At 10 ET today (Feb 25) Donna will be a guest at the White House Precision Medicine Initiative, with several other members of our Society. Watch it on livestream. See also our post on the PMI event a year ago by then-president Nick Dawson.
I’m thrilled to announce that after seven years as founding co-chair of the Society for Participatory Medicine, I’m transitioning to a new role as Chair Emeritus, so that Donna Cryer JD can become the new Patient Co-Chair.
Donna is astounding. See her bio on our society’s website: she’s an accomplished attorney, health policy advocate in Washington, and seriously experienced patient: not just one medical adventure, but IBD plus a liver transplant plus (this past year) bilateral knee replacement. She, like me, is a lifetime member of our Society; she joined the board last year.
What personally pleases me most is Donna’s leadership experience in non-profit organizations: President & CEO of Global Liver Institute, past CEO of the American Liver Foundation, and many many advisory boards, as detailed in her bio. Not surprisingly, she and our physician co-chair Dr. Danny Sands have already been racing ahead with other board members, creating agendas and making things happen. And her presence and contributions on our executive committee calls are already remarkable.
If you want a glimpse of what a super-empowered patient sounds like – a well informed e-patient – read Donna’s 2014 post on her blog Why I Fired my Doctor & What You Should Look For in Yours. As you’d expect from an attorney, it’s smart, well reasoned, and clearly worded. (Note, too, that this described a worst-case scenario – not her normal physician relationship – and that she used it as a teachable moment for others.)
Historical perspective: When our Society for Participatory Medicine was formed early in 2009, the twelve founders saw correctly that while this organization would take its place among medical societies, it must be different: it could not be run only by medical professionals; like the cause we promote, this society must be a partnership. So, for their founding co-chairs, they chose the only doctor-patient pair in the room, which happened to be Dr. Danny Sands and me. (Technically our by-laws don’t require patient and provider co-chairs – they don’t even require co-chairs – but come on, it would be silly not to.)
As I said at the time, I have no background at all in leading successful organizations, but I’ve been happy to be a voice on this blog and in speeches and in policy meetings; I’ll continue my advocacy everywhere, as what Donna calls “key Messenger of the Movement.”:-)
Donna described the transition perfectly in an email about this post:
The skillsets needed to found an organization are often different than those needed to sustain it and take it to the next level. The new crop of board members all bring new and diverse expertise to increase the stature of the organization through increased visibility, increased membership growth towards a more financially stable organization with a reputation for executing the big ideas that SPM has always been known for.”

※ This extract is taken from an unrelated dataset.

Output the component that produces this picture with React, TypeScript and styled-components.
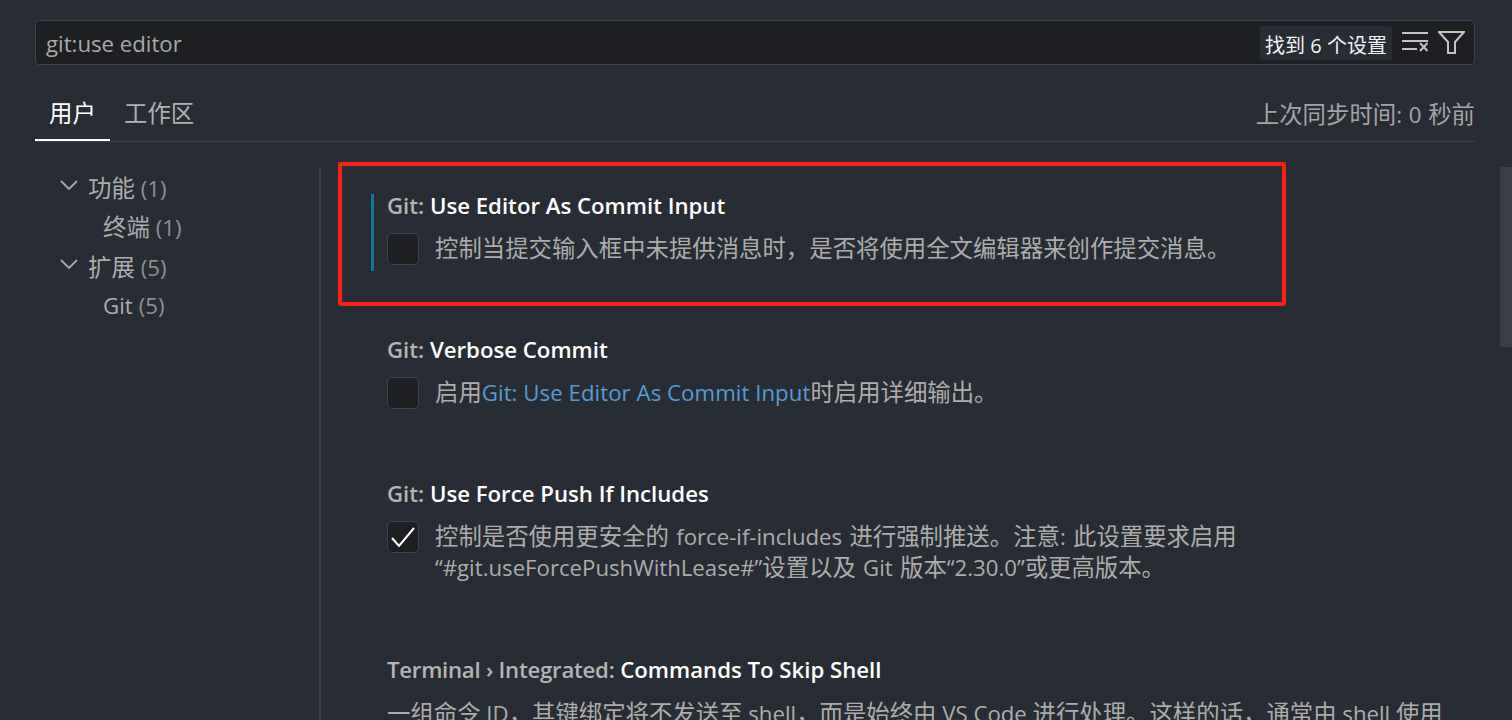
import styled, { createGlobalStyle } from 'styled-components';

const GlobalStyle = createGlobalStyle`
  html, body {
    margin: 0;
    height: 100%;
    background: #282c34;
    overflow: hidden;
  }
  * {
    box-sizing: border-box;
  }
`;

const FONT = '"Open Sans", "Noto Sans CJK SC", sans-serif';

const Page = styled.div`
  width: 1512px;
  height: 720px;
  overflow: hidden;
  position: relative;
  padding: 20px 37px 0 35px;
  background: #282c34;
  color: #b4b4b4;
  font-family: ${FONT};
  font-size: 22.2px;
`;

// CJK runs sit a little larger than the latin text around them
const Han = styled.span`
  font-size: 23.4px;
`;

const SearchBar = styled.div`
  height: 45px;
  display: flex;
  align-items: center;
  padding: 0 9px 0 10px;
  background: #1d1f23;
  border: 1px solid #3c4150;
  border-radius: 4px;
`;

const SearchText = styled.span`
  flex: 1;
  color: #a9a9a9;
  line-height: 45px;
  padding-top: 1px;
`;

const CountBadge = styled.span`
  width: 132px;
  height: 34px;
  display: flex;
  align-items: center;
  justify-content: center;
  margin-top: 1px;
  padding-top: 2px;
  background: #282c34;
  border-radius: 3px;
  color: #f2f2f2;
  font-size: 20px;
  white-space: nowrap;
`;

const SearchIcon = styled.svg`
  display: block;
  margin-left: 10px;
  flex: none;
`;

const TabBar = styled.div`
  height: 58px;
  margin-top: 19px;
  display: flex;
  align-items: stretch;
  border-bottom: 1px solid #3c4150;
`;

const Tab = styled.div<{ $active?: boolean }>`
  width: ${({ $active }) => ($active ? '75px' : '90px')};
  padding-left: 14px;
  display: flex;
  align-items: center;
  color: ${({ $active }) => ($active ? '#ffffff' : '#b0b0b0')};
  border-bottom: 2px solid ${({ $active }) => ($active ? '#ffffff' : 'transparent')};
  font-size: 23.4px;
  white-space: nowrap;
`;

const SyncStatus = styled.div`
  margin-left: auto;
  display: flex;
  align-items: center;
  word-spacing: 1px;
  color: #a4a4a4;
  white-space: nowrap;
`;

const Body = styled.div`
  display: flex;
  margin-top: 25px;
`;

const Sidebar = styled.nav`
  width: 286px;
  height: 560px;
  flex: none;
  padding-left: 25px;
  border-right: 2px solid #3c4150;
`;

const TreeRow = styled.div<{ $child?: boolean }>`
  height: 39.6px;
  display: flex;
  align-items: center;
  padding-left: ${({ $child }) => ($child ? '43px' : '0')};
  gap: 10px;
  color: #adadad;
  white-space: nowrap;
`;

const Count = styled.span`
  color: #8f8f8f;
  margin-left: 6px;
`;

const Chevron = styled.svg`
  display: block;
  flex: none;
  margin-top: -3px;
`;

const SettingsList = styled.div`
  flex: 1;
  margin-left: 17px;
  margin-top: -5px;
`;

const SettingCard = styled.section<{ $outlined?: boolean; $height: number }>`
  width: 948px;
  height: ${({ $height }) => $height}px;
  padding: 28px 0 0 29px;
  border: 4px solid ${({ $outlined }) => ($outlined ? '#fc2014' : 'transparent')};
  border-radius: 3px;
`;

const Row = styled.div<{ $marked?: boolean }>`
  padding-left: 13px;
  border-left: 3px solid ${({ $marked }) => ($marked ? '#12789b' : 'transparent')};
  height: 77px;
`;

const Title = styled.div`
  height: 24px;
  line-height: 24px;
  font-weight: 600;
  color: #b4b4b4;
  white-space: nowrap;
`;

const TitleScope = styled.span<{ $tight?: boolean }>`
  letter-spacing: ${({ $tight }) => ($tight ? '-0.25px' : '0')};
`;

const TitleName = styled.span`
  color: #ffffff;
`;

const Control = styled.div`
  display: flex;
  align-items: flex-start;
  gap: 16px;
  margin-top: 15px;
`;

const Checkbox = styled.span`
  width: 32px;
  height: 32px;
  flex: none;
  display: flex;
  align-items: center;
  justify-content: center;
  background: #1d1f23;
  border: 1px solid #3c4150;
  border-radius: 5px;
`;

const Description = styled.div`
  margin-top: 0;
  line-height: 31px;
  word-spacing: 1.5px;
  color: #acacac;
  white-space: nowrap;
`;

const SettingLink = styled.a`
  color: #539bd6;
  word-spacing: 0;
  letter-spacing: 0.06px;
`;

const PlainDescription = styled.div`
  margin-top: 15px;
  line-height: 32px;
  color: #acacac;
  white-space: nowrap;
`;

const ScrollThumb = styled.div`
  position: absolute;
  top: 167px;
  right: 0;
  width: 12px;
  height: 180px;
  background: #3a3e49;
`;

function ChevronDown() {
  return (
    <Chevron width="18" height="11" viewBox="0 0 18 11" fill="none">
      <path d="M1 1l8 8 8-8" stroke="#a8a8a8" strokeWidth="1.8" />
    </Chevron>
  );
}

function SettingTitle({ scope, name, tight }: { scope: string; name: string; tight?: boolean }) {
  return (
    <Title>
      <TitleScope $tight={tight}>{scope}</TitleScope> <TitleName>{name}</TitleName>
    </Title>
  );
}

export default function App() {
  return (
    <Page>
      <GlobalStyle />
      <SearchBar>
        <SearchText>git:use editor</SearchText>
        <CountBadge>找到 6 个设置</CountBadge>
        <SearchIcon width="26" height="21" viewBox="0 0 26 21" fill="none" stroke="#c4c4c4" strokeWidth="2">
          <path d="M0 1h26M0 9h26M0 17h15" />
          <path d="M18 11l7.5 8M25.5 11L18 19" />
        </SearchIcon>
        <SearchIcon width="27" height="23" viewBox="0 0 27 23" fill="none" stroke="#c4c4c4" strokeWidth="2">
          <path d="M1 1h25L17 11v11h-7V11z" />
        </SearchIcon>
      </SearchBar>

      <TabBar>
        <Tab $active>用户</Tab>
        <Tab>工作区</Tab>
        <SyncStatus>
          <span>
            <Han>上次同步时间</Han>: 0 <Han>秒前</Han>
          </span>
        </SyncStatus>
      </TabBar>

      <Body>
        <Sidebar>
          <TreeRow>
            <ChevronDown />
            <span>
              <Han>功能</Han>
              <Count>(1)</Count>
            </span>
          </TreeRow>
          <TreeRow $child>
            <span>
              <Han>终端</Han>
              <Count>(1)</Count>
            </span>
          </TreeRow>
          <TreeRow>
            <ChevronDown />
            <span>
              <Han>扩展</Han>
              <Count>(5)</Count>
            </span>
          </TreeRow>
          <TreeRow $child>
            <span>
              Git
              <Count>(5)</Count>
            </span>
          </TreeRow>
        </Sidebar>

        <SettingsList>
          <SettingCard $outlined $height={144}>
            <Row $marked>
              <SettingTitle scope="Git:" name="Use Editor As Commit Input" />
              <Control>
                <Checkbox />
                <Description>
                  <Han>控制当提交输入框中未提供消息时，是否将使用全文编辑器来创作提交消息。</Han>
                </Description>
              </Control>
            </Row>
          </SettingCard>

          <SettingCard $height={144}>
            <Row>
              <SettingTitle scope="Git:" name="Verbose Commit" />
              <Control>
                <Checkbox />
                <Description>
                  <Han>启用</Han>
                  <SettingLink>Git: Use Editor As Commit Input</SettingLink>
                  <Han>时启用详细输出。</Han>
                </Description>
              </Control>
            </Row>
          </SettingCard>

          <SettingCard $height={176}>
            <Row>
              <SettingTitle scope="Git:" name="Use Force Push If Includes" />
              <Control>
                <Checkbox>
                  <svg width="26" height="22" viewBox="0 0 26 22" fill="none">
                    <path d="M2 12l7 8L24 2" stroke="#ffffff" strokeWidth="2" />
                  </svg>
                </Checkbox>
                <Description>
                  <Han>控制是否使用更安全的</Han> force-if-includes <Han>进行强制推送。注意</Han>: <Han>此设置要求启用</Han>
                  <br />
                  “#git.useForcePushWithLease#”<Han>设置以及</Han> Git <Han>版本</Han>“2.30.0”<Han>或更高版本。</Han>
                </Description>
              </Control>
            </Row>
          </SettingCard>

          <SettingCard $height={180}>
            <Row>
              <SettingTitle tight scope="Terminal › Integrated:" name="Commands To Skip Shell" />
              <PlainDescription>
                <Han>一组命令</Han> ID<Han>，其键绑定将不发送至</Han> shell<Han>，而是始终由</Han> VS Code <Han>进行处理。这样的话，通常由</Han> shell <Han>使用</Han>
              </PlainDescription>
            </Row>
          </SettingCard>
        </SettingsList>
      </Body>
      <ScrollThumb />
    </Page>
  );
}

Follow Donna on Twitter at @DCPatient. (DC = Donna Cryer and DC, where she lives.)
Congratulations on all the transitions – Donna, you are joining an amazing organization. Dave, enjoy your new role as MOM – messenger of the movement. best wishes to you both, Laura
What a win for SPM and healthcare reform in general! Donna is smart, very accomplished, strategic, empathetic, an astute listener and very good at knowing what to say and when to say it. So glad to have her in SPM’s most visible leadership.